Thursday, September 9, 2010

The Desperation in the Housing Market

I talk to a lot of people about housing. Many that I speak with are frantic to buy a home. Also when I check the current housing stats, I see some buyers biding over the asking price on homes that have been on the market for months.

There is desperation in a number of people that are looking to purchase a home.

When I talk to people about real estate I will spend ten minutes explaining how our banking sector is insolvent and many of our nation’s households are insolvent.

How there is a historically high inventory of homes listed with an equal size shadow inventory held by the banks that are not even listed yet.

Also, there are tens of millions of families that will put their homes on the market once prices stabilize. We have double the amount of any previously recorded inventory levels, while home sales amounts are at historic lows.

I explain how buying a home in many areas doesn’t make sense because rents are historically low compared to house prices.

We are in the most unsound economy in our nation’s history as interest rates and markets are being desperately manipulated by the government to force many people into buying homes that will absolutely go down in value.

I will sometimes be honest and say that most of the people today that are buying houses are not financially qualified to own. The government has created another bubble that is allowing many people through government subsidized loans to stretch to buy a home. These are people that have no concept of budgeting or saving or anything other that living paycheck to paycheck. They are renters that are being pushed into buying overpriced real estate. So if we consider that their 3% down is wiped out with purchase costs, these glorified renters are starting out home ownership with less than zero equity.

If I have time I might say that as a nation our savings rate and taxes must go higher making it harder for families to afford a higher priced home. And that our nation’s debt is mathematically impossible to pay off.

There are the demographic issues of our aging population that must sell their homes to fund retirement. They will exit the market and won’t be back.

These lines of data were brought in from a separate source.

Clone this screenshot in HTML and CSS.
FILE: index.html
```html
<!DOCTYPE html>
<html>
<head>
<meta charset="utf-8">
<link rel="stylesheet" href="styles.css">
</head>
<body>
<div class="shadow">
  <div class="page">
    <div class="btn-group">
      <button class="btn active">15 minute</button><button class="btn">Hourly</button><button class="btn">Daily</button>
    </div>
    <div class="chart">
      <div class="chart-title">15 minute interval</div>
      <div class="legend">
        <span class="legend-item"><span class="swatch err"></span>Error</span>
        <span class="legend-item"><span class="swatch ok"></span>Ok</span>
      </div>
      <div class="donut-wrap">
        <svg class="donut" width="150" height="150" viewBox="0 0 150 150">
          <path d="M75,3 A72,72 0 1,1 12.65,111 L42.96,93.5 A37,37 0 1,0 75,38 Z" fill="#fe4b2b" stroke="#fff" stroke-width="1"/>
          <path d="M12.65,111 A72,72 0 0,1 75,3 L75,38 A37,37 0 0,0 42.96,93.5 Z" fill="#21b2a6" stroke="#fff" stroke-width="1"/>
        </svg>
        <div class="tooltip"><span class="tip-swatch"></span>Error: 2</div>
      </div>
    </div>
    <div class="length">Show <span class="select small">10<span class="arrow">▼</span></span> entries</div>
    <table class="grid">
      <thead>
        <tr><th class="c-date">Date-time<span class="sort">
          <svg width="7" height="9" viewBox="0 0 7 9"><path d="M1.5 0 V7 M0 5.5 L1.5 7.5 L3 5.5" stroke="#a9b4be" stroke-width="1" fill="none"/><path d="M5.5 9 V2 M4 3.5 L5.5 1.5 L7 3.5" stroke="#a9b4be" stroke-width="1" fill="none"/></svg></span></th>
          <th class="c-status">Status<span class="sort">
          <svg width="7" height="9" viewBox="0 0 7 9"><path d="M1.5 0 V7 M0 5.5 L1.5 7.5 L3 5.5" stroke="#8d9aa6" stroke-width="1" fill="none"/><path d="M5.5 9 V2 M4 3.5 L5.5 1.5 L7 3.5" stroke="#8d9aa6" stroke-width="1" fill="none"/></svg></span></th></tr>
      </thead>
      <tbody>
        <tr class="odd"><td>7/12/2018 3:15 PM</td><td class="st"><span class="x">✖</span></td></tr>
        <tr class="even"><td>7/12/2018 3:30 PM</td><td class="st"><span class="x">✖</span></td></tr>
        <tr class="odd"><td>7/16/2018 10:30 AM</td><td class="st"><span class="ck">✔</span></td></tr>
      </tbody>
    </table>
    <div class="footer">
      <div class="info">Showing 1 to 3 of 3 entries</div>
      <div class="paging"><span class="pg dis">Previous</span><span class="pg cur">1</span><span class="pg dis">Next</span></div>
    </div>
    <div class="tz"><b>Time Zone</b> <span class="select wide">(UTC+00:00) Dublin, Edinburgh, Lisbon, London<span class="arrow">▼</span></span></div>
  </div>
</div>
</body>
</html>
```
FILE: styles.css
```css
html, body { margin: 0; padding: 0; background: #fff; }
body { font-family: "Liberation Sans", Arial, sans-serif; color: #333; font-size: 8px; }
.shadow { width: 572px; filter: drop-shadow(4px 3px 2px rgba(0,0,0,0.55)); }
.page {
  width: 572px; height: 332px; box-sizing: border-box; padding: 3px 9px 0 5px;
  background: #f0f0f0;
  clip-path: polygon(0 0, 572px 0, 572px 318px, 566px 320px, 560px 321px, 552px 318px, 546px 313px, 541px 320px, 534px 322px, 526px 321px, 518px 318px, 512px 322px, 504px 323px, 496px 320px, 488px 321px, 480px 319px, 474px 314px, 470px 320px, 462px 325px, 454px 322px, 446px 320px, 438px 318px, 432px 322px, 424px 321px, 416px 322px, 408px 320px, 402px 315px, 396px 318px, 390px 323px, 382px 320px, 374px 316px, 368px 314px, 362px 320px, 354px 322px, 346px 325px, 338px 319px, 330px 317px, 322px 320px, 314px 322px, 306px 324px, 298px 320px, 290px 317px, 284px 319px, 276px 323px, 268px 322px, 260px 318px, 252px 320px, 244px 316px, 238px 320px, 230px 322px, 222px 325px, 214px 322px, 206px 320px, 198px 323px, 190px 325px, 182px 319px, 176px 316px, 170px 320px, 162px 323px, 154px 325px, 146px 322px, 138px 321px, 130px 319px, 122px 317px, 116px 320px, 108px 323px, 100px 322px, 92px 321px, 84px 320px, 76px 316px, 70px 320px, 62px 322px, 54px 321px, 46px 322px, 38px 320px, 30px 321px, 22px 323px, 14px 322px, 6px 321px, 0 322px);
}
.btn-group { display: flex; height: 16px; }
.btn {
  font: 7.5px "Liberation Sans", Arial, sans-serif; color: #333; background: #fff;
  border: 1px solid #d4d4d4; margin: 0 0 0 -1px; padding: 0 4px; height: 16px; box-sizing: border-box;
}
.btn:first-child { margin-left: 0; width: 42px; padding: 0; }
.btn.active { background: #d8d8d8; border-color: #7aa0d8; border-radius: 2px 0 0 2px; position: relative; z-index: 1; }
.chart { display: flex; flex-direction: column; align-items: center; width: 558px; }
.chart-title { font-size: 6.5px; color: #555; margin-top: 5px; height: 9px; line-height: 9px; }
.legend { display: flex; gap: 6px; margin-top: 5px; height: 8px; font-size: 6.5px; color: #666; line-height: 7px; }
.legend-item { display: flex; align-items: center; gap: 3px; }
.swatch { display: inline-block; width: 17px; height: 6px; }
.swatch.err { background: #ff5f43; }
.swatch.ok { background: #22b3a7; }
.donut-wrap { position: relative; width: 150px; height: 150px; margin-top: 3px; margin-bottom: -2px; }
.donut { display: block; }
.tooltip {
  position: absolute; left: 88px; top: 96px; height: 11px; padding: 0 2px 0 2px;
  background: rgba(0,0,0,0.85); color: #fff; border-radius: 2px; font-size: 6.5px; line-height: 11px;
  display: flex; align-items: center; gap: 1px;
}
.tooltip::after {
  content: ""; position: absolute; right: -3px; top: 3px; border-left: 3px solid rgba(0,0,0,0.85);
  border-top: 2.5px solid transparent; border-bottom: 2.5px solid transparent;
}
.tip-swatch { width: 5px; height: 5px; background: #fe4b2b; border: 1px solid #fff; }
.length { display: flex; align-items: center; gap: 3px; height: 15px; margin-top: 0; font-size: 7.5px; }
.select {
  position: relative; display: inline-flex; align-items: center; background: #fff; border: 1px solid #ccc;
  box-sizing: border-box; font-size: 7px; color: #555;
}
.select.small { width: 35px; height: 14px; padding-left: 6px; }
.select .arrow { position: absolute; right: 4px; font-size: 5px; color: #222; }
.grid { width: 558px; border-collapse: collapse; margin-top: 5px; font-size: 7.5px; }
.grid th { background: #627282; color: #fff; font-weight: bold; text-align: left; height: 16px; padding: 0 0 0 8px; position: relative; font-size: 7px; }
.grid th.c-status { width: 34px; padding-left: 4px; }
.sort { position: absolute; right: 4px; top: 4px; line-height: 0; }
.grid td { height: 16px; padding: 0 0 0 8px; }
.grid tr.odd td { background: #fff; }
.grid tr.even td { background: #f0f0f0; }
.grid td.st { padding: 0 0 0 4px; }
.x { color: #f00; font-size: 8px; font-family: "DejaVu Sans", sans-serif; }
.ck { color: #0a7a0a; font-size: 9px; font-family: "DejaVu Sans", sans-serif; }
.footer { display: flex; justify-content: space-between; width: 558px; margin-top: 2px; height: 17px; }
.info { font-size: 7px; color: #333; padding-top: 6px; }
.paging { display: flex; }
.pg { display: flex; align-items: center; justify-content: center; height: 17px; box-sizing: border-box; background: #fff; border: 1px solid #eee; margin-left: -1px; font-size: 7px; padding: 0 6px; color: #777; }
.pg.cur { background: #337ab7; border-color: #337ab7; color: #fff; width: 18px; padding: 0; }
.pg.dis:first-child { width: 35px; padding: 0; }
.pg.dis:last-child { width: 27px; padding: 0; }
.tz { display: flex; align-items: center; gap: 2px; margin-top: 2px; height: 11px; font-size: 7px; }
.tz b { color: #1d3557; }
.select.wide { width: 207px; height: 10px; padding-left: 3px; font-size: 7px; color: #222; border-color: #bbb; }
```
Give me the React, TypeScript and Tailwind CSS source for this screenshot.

There are the mathematical issues that state that as interest rates rise home prices decrease proportionally.

So interest rates will be a severe headwind on home prices for many years in the future.

Owners will learn that the buying and closing costs for a home are at historic highs. They will come to realize that it could take 8 years of mortgage payments to repay enough principle to be able to pay the round trip purchase and selling costs in a stagnant market.

So many people in the future will be surprised when they are required to write a large check when they sell their home.

There are the funding issues that suggest that as home prices decline there will be no money for move up buyers to purchase higher end homes. For the next ten years people will have to save for home improvement costs instead of robbing from their home’s equity.

So the move up market is dead for ten years and the home ATM is gone forever.

Honestly there is nothing that could possibly drive the housing market significantly higher above its present overvaluation. But there are thousands of events that will force prices back to the fair value that was the normal trend before 1999.

The fact of the matter is that assets will ALWAYS come down to fair value after a bubble and many times they can trend below fair value for a while. To think that this time is different is utter delusion. To make a highly leveraged bet on a delusional assumption is madness.

The people will listen for about ten minutes with a glazed expression.

When I am done they become animated and tell me how excited they are at the prospect of buying a home. Sometimes it almost seems like desperation.

They say that they must buy now. Everyone says that it is the best time in history to buy a home.

I love to go on the Housing Tracker website. I can follow the listing prices of homes in most major metro areas. Listing prices everywhere are still falling lower. Every month like clockwork they go down.

Every week we get closer to fair value. Every week desperate people are less likely to buy an overpriced home.

Every week there is a new person that might look at the data instead of the salespeople. And honestly decide if owning a house makes sense compared to renting.

Honestly decide if they want to lock themselves into 30 years of debt payments with absolutely no chance of escape once interest rates start to rise.

And acknowledge the fact that home prices are still historically overvalued in many areas compared to rent and household income.

As a nation we need to question how long the government can continue to desperately rob money from our children to prop up overpriced housing.

There will be a point in the future where people start looking at what is best for their family, for our children and for the nation in the long run.

I am not anxious for a housing bottom. That will take many years. I am looking for the emotional bottom.

I am anxious for our nation to stop looking at the real estate market with desperation.

Like we did before 1999,

and the previous 200 years before that.